A New Characterization Technique for Extracting Parasitic Inductances of SiC Power MOSFETs in Discrete and Module Packages Based on Two-Port S-Parameters Measurement

Abstract

The parasitic inductances of silicon carbide (SiC) power mosfet s have a major influence on their operation and circuit performance. They incur negative effects such as switching oscillations, power losses, and electromagnetic interference noise. This paper introduces a new technique to accurately characterize the parasitic inductances of SiC power mosfet s in both discrete packages and power modules based on two-port S-parameters measurement.
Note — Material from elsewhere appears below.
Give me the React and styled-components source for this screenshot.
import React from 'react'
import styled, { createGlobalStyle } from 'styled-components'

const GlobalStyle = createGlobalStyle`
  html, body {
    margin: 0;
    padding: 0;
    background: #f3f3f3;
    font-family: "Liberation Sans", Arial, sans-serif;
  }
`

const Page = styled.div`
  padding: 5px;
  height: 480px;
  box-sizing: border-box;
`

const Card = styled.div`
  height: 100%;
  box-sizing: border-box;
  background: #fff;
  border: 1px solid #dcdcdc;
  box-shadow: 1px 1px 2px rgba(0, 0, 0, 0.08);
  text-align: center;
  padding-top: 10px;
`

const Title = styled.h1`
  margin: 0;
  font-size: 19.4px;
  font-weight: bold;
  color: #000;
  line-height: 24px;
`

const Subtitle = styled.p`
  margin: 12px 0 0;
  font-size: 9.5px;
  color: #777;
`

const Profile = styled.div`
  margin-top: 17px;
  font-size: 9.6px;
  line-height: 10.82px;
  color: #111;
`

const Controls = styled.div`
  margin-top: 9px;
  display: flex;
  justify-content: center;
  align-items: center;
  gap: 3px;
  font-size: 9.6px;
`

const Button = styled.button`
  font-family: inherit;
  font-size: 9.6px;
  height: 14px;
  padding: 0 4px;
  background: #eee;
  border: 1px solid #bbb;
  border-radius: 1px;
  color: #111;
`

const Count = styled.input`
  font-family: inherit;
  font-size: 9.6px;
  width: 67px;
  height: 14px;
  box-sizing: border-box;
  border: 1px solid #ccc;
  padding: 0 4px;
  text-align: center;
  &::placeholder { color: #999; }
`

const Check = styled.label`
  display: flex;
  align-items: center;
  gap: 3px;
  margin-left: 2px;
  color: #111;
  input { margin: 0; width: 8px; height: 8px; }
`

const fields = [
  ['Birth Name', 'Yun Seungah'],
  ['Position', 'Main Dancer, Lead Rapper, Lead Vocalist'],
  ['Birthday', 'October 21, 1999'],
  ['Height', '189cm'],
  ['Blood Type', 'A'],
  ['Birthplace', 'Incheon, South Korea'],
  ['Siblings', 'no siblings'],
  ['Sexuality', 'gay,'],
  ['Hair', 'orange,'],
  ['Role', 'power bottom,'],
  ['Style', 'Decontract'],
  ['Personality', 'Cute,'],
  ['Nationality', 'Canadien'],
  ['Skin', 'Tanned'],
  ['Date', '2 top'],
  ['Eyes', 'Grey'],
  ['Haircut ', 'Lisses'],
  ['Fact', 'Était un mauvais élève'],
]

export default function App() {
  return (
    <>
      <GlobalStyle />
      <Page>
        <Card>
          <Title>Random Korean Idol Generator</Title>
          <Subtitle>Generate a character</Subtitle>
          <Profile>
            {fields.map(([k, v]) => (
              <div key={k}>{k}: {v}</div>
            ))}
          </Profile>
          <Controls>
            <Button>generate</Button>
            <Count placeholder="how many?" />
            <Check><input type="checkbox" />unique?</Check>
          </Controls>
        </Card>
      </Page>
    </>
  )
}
By treating a power mosfet as a two-port network, we obtain the scattering (S) and impedance (Z) parameters from network analyzer measurement. These parameters, through detailed network analysis, provide more accurate values of the internal parasitic inductances than the commonly used single-port impedance measurement technique. The new approach is first verified with high-frequency circuit simulation and then applied in the case study of SiC power mosfet s in a TO-247 discrete package and a half-bridge power module. In addition, a number of silicon power mosfet s and IGBTs in TO-247, TO-220, D2PAK, DPAK, and SO-8 packages are also characterized for comparison. A comparison between the characterization results from the new two-port and the prior art one-port methods reveals a significant difference ranging from 12.6% to 93.9%.